My nodes are all different and its too hard to use the same image for all
nodes. I do daily primary storage pool backups to an offsite copy pool.
Now to the good stuff.
My first worry was that the CW at the hotsite was not the same as ours. We have
a 42t, the hotsite a C10. My fears were unfounded. The SYSback restore of the
CW (rootvg and altvg (where /spdata lives)) restored beautifully. I think that
both are microchannel machines and the hdisk layout was the same helped a lot.
Once the control workstation was restored, and the SDR reconfigured for the new
SP layout, /etc/hosts file modified and other SP Stuff that I wont go into, it
was time to NIM install the wide node running ADSM. I also installed the other
two thin nodes at this stage.
The image restored to the WIDE node ok and I used SYSBACK to recover the ALTVG
that contained the adsm, databases and disk storage pools. This went ok.
SP Parallel switch was re-configured and started Ok.
I restored the Device Config file and the volhistory from a backup diskette
that is created daily after the ADSM DB backup. (I only do full backups - the
db is only 1.2GB in size at the moment). I manually edited the device config
file to match the devices at the DR site.
The next step was to restore the ADSM DB (didnt trust the physical image of the
one from the SYSBACK restore.). This also went smoothly.
ADSM Server was started and the primary storage pools were marked destroyed. I
also deleted the old drives (from home site) and added the drives for the DR
Site. I also had to re-apply the correct license codes for the ADSM Server.
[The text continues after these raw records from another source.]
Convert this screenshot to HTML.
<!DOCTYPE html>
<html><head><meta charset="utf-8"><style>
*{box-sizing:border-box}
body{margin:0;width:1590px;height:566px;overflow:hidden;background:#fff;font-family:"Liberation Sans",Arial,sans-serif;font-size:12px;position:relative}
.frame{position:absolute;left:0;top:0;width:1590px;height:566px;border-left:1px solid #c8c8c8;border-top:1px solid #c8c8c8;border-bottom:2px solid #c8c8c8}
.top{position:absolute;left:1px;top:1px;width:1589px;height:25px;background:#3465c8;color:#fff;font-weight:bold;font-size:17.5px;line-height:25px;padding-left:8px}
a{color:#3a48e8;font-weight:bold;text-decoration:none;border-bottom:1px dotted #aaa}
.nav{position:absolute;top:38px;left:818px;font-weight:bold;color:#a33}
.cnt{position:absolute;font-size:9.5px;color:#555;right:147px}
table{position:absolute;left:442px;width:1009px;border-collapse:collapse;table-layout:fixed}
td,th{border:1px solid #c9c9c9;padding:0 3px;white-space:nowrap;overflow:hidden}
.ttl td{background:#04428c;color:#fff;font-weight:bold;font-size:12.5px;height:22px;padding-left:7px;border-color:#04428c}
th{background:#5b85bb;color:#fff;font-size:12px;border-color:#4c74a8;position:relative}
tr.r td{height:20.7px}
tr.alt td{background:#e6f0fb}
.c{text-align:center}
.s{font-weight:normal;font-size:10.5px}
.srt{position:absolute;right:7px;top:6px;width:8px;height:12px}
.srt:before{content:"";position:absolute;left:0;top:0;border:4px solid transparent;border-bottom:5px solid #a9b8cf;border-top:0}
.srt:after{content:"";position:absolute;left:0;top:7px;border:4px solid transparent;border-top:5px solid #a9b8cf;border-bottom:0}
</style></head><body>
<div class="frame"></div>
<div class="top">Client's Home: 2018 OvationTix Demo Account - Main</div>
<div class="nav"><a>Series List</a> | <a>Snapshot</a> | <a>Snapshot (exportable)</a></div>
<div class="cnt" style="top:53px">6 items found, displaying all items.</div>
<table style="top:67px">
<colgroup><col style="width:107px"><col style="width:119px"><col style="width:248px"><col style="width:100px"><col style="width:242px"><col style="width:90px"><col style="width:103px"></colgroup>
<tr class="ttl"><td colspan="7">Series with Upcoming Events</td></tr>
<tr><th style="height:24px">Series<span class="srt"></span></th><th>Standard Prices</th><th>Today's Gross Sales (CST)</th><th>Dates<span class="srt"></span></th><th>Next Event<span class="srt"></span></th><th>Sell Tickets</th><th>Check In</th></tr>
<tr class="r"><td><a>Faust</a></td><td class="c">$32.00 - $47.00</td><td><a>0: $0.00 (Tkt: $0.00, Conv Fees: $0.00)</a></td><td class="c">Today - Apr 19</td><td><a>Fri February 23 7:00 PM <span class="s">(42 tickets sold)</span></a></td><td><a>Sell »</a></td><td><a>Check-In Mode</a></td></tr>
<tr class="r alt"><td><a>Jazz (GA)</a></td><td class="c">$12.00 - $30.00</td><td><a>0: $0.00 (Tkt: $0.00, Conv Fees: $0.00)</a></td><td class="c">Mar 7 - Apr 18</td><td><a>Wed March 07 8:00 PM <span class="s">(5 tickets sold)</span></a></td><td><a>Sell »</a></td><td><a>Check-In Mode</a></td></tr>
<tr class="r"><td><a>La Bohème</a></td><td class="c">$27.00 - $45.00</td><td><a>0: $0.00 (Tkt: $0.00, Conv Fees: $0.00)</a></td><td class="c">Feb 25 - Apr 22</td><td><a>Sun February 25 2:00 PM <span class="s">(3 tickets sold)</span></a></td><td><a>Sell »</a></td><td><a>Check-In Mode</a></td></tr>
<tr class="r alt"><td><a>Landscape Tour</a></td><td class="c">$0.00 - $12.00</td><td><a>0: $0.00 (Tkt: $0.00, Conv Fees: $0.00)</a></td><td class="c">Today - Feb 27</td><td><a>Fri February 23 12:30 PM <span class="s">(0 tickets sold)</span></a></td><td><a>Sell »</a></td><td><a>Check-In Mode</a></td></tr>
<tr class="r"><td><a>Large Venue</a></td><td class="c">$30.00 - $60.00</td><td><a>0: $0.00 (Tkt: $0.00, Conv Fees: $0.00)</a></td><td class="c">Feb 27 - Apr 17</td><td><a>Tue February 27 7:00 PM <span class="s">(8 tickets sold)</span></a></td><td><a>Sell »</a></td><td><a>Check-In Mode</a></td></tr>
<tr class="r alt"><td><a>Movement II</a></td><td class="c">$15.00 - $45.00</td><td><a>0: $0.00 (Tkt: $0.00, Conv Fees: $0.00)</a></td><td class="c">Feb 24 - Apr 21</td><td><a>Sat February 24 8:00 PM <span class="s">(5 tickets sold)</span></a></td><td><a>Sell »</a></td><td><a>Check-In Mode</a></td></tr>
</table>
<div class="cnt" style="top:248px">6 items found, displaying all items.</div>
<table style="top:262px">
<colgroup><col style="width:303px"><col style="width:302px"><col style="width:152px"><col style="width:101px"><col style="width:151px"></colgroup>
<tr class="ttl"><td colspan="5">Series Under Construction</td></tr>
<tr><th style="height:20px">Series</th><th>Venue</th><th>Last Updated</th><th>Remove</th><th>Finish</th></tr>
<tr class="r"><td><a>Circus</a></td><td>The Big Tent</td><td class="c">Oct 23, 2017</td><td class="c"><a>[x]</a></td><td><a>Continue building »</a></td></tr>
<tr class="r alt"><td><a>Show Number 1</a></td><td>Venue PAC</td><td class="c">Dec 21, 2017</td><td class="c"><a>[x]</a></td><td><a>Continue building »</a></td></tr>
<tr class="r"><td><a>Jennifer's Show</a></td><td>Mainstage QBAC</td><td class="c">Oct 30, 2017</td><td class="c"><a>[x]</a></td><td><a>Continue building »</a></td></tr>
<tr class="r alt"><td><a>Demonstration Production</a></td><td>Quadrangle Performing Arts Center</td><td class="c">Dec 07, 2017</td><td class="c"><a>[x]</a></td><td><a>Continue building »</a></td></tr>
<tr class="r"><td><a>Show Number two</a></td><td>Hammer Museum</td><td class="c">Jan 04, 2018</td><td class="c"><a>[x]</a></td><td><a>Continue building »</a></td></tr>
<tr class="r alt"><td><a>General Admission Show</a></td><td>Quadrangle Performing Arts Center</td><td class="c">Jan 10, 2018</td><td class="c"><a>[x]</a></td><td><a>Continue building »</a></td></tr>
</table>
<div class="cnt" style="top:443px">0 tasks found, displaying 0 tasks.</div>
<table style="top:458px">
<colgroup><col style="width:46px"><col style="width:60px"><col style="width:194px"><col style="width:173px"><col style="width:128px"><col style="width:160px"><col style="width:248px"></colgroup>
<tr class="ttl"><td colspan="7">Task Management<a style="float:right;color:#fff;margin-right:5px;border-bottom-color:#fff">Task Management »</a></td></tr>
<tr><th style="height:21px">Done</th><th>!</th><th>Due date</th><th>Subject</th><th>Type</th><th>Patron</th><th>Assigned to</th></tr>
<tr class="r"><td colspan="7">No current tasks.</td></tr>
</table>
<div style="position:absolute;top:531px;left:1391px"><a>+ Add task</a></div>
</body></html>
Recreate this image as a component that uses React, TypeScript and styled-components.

Then some trouble happened. I selected at random a file to restore to the CW
(just a plain old text file) to test the adsm recovery and also to see if it
would use the copy pool tapes. The ADSM server refused to restore the file and
issued the following message: ANR0540W Retrieve or Restore failed for
<filename> . Data integrity error detected.
I started to sweat a little at this stage.
So I selected another file to try - same result.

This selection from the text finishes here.